MENOMONEE FALLS - The Stars and Stripes Honor Flight will recognize the heroism of 25 Waukesha County veterans on its 38th mission Saturday, April 8.
Walt Stumpf and Jack Koehn, Korean War Army veterans and Menomonee Falls residents, are both being escorted by their daughters.
Stumpf was a Morse code interceptor and dealt with communications between Korea and China.
"I copied the five-digit groupings on a typewriter, and I could copy 25 words a minute," Stumpf said. "We would give those messages to the cryptanalyst that was in the next room of our operations building. We operated three rotating shifts eight hours a day. That was my exciting military experience. Even today — and that was ’53 when I learned the Morse code — I can still recite the Morse code faster than you can recite the alphabet; it just stays with you forever.”
He enlisted in the U.S. Army Security Agency in September 1952, near the end of the Korean War.
"I never did see any combat in Korea; I spent eight weeks in basic training in Kansas and then eight months special training in Fort Evans, Massachusetts," Stumpf said. "In August of 1973, I went over and spent the full last two years of my service on the island of Okinawa and so I was in a non-combat organization. I was very fortunate compared to a lot of veterans who were in that same era. I’m grateful for that."
Stumpf's daughter, an army veteran herself from Portland, Oregon, spent more than five years in the Army Nurse Corps. She will fly into Wisconsin on Friday and will be his guardian on the trip to Washington.
Stumpf's Honor Flight experience is an early birthday present, as he is turning 84 on May 1.
“I’m just looking forward to the total Honor Flight experience," Stumpf said. “I’m most excited to see the Korean Memorial. I’ve heard from different people that is the one they really like the best. I’m really looking forward to the whole day.”
Koehn, age 88, served from 1951-53 in Korea as part of the Army's Military Police.
“Well, most of the time, we tried to stay alive, but we also directed traffic, and I was in the motor pool so I had to go and pick up our vehicles when they were damaged one way or another; a few battles in between," Koehn said. "We were about 2 miles off the line, the 38th parallel.”
Even though he has been to Washington several times, he's looking forward to the time he will spend with his daughter, Julie, on the trip, whose idea it was to participate in Honor Flight, and with his peer veterans.

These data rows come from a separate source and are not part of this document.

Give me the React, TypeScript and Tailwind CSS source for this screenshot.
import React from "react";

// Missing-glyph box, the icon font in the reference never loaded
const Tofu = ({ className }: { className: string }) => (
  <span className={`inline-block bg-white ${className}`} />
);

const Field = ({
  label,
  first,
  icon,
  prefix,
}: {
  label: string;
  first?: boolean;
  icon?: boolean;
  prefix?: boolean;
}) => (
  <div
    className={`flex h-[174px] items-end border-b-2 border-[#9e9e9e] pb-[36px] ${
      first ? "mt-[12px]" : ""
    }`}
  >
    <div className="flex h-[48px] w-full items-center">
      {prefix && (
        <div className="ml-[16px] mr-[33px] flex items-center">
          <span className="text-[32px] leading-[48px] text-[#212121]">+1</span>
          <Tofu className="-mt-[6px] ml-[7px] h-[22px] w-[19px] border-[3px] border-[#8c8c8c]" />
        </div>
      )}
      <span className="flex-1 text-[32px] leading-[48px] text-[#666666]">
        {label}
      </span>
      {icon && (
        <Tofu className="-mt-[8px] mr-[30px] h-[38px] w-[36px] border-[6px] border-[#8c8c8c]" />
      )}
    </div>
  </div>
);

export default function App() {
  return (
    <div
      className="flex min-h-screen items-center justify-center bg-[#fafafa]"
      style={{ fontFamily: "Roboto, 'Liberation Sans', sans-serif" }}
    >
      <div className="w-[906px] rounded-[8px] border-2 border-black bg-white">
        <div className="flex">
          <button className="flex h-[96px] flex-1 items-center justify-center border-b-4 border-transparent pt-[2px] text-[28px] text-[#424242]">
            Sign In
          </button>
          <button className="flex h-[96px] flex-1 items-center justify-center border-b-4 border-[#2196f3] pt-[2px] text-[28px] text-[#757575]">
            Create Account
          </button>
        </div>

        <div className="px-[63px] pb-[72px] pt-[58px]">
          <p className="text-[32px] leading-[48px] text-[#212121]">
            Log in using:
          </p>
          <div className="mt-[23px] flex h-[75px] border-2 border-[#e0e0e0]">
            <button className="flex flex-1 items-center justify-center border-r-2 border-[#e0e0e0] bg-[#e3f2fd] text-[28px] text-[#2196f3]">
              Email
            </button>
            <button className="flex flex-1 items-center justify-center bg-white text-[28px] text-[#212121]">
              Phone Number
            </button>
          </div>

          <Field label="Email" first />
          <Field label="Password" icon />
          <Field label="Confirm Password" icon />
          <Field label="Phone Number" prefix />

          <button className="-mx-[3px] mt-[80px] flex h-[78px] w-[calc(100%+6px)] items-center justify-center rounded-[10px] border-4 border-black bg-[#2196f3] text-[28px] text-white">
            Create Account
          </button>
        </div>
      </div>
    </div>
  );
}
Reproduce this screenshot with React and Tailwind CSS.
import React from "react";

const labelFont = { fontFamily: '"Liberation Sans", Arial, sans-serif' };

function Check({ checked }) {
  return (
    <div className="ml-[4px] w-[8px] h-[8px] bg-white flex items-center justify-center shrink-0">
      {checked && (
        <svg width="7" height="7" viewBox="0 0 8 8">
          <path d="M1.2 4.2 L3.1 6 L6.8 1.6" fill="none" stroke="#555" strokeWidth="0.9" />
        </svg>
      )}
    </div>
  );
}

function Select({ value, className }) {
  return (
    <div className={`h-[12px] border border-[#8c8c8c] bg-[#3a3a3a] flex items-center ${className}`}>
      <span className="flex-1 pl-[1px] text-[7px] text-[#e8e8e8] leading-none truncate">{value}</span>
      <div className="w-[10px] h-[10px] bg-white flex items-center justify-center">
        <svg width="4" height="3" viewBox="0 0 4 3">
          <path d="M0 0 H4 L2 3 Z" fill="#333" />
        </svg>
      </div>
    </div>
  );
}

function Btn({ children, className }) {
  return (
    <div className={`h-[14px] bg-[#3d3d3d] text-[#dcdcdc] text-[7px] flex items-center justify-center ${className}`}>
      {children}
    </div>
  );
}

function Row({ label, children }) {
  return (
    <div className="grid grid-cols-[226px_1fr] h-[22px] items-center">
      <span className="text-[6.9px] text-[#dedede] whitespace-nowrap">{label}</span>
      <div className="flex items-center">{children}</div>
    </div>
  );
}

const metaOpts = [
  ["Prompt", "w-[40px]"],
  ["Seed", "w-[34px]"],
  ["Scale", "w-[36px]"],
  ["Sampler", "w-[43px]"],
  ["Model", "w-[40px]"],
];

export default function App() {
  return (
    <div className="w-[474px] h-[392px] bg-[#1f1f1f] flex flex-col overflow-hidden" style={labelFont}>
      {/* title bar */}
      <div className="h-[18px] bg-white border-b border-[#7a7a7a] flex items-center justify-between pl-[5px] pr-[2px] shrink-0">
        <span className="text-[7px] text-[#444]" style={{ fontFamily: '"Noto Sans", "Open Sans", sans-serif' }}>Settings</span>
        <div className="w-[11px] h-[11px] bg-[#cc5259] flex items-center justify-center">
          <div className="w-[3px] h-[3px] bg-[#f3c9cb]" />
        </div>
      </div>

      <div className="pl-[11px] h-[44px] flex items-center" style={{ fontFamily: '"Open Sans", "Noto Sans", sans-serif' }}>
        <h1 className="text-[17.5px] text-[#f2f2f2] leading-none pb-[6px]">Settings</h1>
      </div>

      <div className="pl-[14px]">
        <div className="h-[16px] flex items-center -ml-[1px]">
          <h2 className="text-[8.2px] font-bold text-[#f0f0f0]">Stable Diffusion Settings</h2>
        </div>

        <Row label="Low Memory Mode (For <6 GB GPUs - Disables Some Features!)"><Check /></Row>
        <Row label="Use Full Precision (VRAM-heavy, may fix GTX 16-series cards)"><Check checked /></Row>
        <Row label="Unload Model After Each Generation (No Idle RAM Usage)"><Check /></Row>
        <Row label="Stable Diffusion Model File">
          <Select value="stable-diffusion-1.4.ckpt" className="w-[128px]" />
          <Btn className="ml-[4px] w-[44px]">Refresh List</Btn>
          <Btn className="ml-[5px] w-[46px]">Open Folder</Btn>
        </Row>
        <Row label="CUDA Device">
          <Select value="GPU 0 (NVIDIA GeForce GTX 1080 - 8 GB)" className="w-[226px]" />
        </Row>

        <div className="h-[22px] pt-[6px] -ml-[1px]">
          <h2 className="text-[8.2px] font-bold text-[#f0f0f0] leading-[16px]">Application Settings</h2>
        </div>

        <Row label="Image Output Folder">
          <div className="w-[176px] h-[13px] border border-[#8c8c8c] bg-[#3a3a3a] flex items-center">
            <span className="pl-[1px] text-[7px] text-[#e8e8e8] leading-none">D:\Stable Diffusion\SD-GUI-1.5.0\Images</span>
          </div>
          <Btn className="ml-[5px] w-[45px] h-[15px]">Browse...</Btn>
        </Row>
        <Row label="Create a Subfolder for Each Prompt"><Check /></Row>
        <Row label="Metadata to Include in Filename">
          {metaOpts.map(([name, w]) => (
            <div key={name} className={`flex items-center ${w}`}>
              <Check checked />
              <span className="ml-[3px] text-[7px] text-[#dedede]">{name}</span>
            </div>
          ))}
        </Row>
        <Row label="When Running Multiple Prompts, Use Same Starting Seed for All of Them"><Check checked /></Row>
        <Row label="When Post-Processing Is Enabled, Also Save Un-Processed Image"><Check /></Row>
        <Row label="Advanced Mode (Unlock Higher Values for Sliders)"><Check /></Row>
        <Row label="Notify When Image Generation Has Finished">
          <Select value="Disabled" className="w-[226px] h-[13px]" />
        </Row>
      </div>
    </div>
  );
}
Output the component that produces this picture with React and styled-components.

Richard Michels, Vietnam veteran from Menomonee Falls, and Bill Leissring, Korean War veteran of Butler, will also attend the Honor Flight on April 8.
Since Honor Flight's founding in 2008, it has flown 4,818 local veterans on these trips of honor. Other scheduled flights for 2017 will take place on Sunday, May 21, Friday, June 9, Saturday, Sept. 16, Saturday, Oct. 14, and Saturday, Nov. 4.
Honor Flight is an all-volunteer organization with no paid staff and no offices.